SEPARATE CONCURRING OPINION. Practically the same question as is presented in this case was before this court in Kingsland v. Missouri State Life Insurance Company, 66 S.W.2d 959. In the Kingsland case the question was presented on the pleadings alone and this court affirmed the action of the circuit court in giving a judgment for defendant on the pleadings.
The pleadings in the case at bar are materially different in that herein is more particularly set out the provisions of the master policy and the policy being in evidence the plan of insurance is shown and it is shown by the record in this case that it was provided in the contract that the employee became a direct party to the contract by paying a consideration of sixty cents per month premium for each $1,000 insurance.
While the above facts, disclosed in the case at bar, do not necessarily after the interpretation that should be given to the clause of the contract that is in issue, still there is incorporated in the case at bar facts that were not presented in the Kingsland case that present new premises. In other words, the whole contract is before us.
In the Kingsland case, as presented by the pleadings therein, the contract involved was a contract wherein the two contracting parties, the employer and the insurance company, contracted for the benefit of a third party, the employee.
In so far as the facts were revealed in the Kingsland case, the insurance given to the employee was a mere gratuity. In that case, after the plaintiff received injury but before the six months had expired, the employer canceled the policy and this court held that as the employer had canceled the policy prior to the time a suit could be brought by the employee thereon, and, that as no cause of action had so accrued that suit could have been brought before the contract was canceled by the employer, that therefore no cause of action could so accrue after the cancellation of the contract as to sustain a suit on said contract. *Page 360
As before stated, in the Kingsland case we were only reviewing the action of the trial court in giving judgment for defendant on the pleadings and there is authority sustaining such action.

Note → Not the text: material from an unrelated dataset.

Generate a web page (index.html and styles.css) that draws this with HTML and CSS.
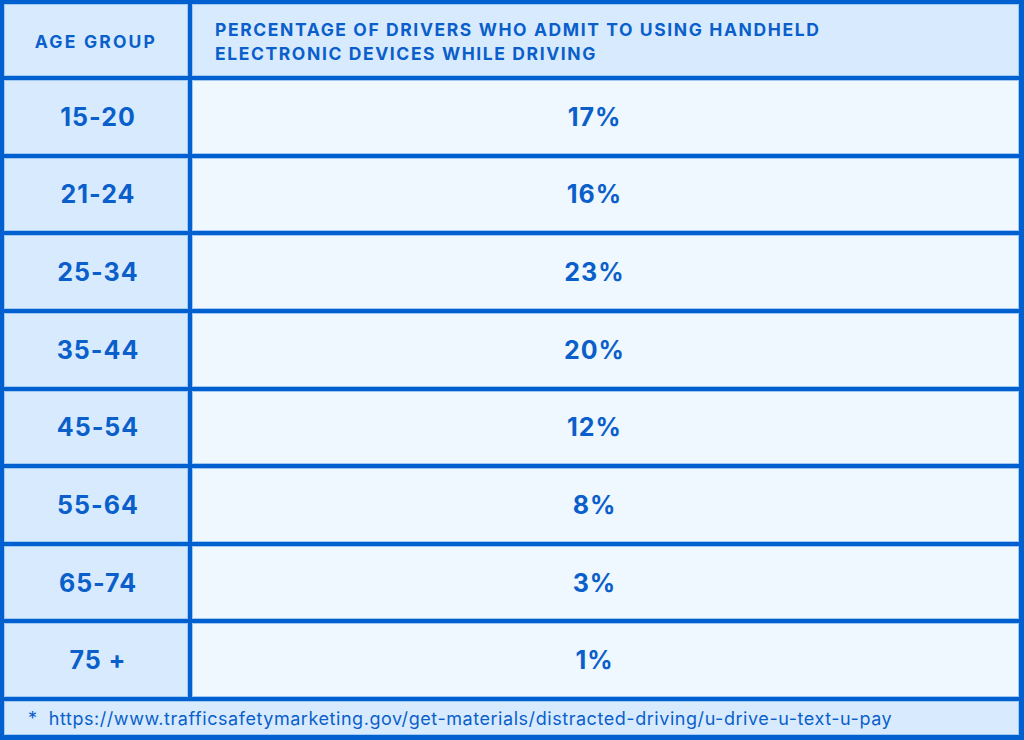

Further, and as before stated, the facts as pled in the Kingsland case were not so lucid as to the issues and merits of the plaintiff's cause of action as in the case at bar and further there are in this case facts shown in the record which added to the more complete pleading of facts giving to a court of review a better viewpoint from which to proceed to conclusions.
I have carefully read the opinion in this case written by my learned brother and conclude that in the former, Kingsland, case the writer followed the line of least resistance and reached a conclusion that is not justified in the light of the presentation and showing made in the case at bar, and I hereby express by concurrence with the opinion written by BLAND, J., herein.
In that the opinion in the Kingsland case, based upon a coverage clause identical with the coverage clause in this case, is to the effect that action is barred in event that the six months total disability has not accrued before termination of the policy, the same is in conflict with the opinion herein and is overruled by the opinion in this case and in this I also concur.